START DATA

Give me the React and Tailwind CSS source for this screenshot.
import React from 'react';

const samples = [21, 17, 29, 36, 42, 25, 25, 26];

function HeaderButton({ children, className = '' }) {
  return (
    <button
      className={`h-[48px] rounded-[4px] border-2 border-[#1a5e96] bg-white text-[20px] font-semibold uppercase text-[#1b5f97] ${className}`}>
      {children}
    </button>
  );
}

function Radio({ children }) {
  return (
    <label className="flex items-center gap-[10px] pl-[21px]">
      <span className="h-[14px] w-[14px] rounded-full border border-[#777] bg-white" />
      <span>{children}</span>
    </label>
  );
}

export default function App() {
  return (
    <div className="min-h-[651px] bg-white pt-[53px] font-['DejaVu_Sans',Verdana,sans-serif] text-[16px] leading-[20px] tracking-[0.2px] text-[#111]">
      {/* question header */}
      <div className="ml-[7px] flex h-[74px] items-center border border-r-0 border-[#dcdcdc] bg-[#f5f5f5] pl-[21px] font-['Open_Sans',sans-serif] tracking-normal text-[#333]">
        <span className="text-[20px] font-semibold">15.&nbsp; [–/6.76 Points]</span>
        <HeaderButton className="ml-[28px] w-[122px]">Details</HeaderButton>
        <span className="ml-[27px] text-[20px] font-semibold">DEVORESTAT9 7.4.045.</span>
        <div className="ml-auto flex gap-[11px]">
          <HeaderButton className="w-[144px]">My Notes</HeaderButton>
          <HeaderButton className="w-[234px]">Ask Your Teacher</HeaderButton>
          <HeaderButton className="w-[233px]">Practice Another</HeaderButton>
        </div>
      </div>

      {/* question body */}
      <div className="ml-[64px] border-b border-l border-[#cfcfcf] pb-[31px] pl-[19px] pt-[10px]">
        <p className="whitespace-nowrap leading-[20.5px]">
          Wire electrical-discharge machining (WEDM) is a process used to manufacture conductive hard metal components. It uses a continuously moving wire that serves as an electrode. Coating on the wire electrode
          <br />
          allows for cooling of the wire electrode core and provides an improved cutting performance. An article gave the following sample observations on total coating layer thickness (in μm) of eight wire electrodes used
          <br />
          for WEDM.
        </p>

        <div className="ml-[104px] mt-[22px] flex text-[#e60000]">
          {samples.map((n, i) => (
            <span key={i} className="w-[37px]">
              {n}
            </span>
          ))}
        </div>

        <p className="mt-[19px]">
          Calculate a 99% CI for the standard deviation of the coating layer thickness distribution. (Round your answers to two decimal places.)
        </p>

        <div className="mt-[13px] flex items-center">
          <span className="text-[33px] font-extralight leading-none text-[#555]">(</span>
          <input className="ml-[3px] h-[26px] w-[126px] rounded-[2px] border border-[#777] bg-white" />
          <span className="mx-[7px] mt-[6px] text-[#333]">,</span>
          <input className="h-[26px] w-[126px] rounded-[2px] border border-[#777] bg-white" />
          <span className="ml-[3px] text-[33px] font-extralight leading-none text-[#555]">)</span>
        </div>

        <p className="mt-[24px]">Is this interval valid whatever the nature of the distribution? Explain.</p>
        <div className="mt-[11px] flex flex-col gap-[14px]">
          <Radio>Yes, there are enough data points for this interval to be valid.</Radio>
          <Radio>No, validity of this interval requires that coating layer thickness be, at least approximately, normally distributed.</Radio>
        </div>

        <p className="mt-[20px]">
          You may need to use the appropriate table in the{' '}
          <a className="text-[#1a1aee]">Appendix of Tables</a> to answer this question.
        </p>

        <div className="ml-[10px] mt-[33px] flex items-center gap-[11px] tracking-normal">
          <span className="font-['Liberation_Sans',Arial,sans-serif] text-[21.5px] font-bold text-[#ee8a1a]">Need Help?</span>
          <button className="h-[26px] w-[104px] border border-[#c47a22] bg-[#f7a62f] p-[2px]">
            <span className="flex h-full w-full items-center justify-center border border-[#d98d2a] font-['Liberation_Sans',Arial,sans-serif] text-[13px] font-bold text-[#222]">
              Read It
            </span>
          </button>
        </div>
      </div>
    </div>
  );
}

END DATA

TASK DESCRIPTION
Search the data for "this" and list every line in which it occurs.

WRITTEN SOLUTION
Give me the React and Tailwind CSS source for this screenshot.
        <p className="mt-[24px]">Is this interval valid whatever the nature of the distribution? Explain.</p>
          <Radio>Yes, there are enough data points for this interval to be valid.</Radio>
          <Radio>No, validity of this interval requires that coating layer thickness be, at least approximately, normally distributed.</Radio>
          <a className="text-[#1a1aee]">Appendix of Tables</a> to answer this question.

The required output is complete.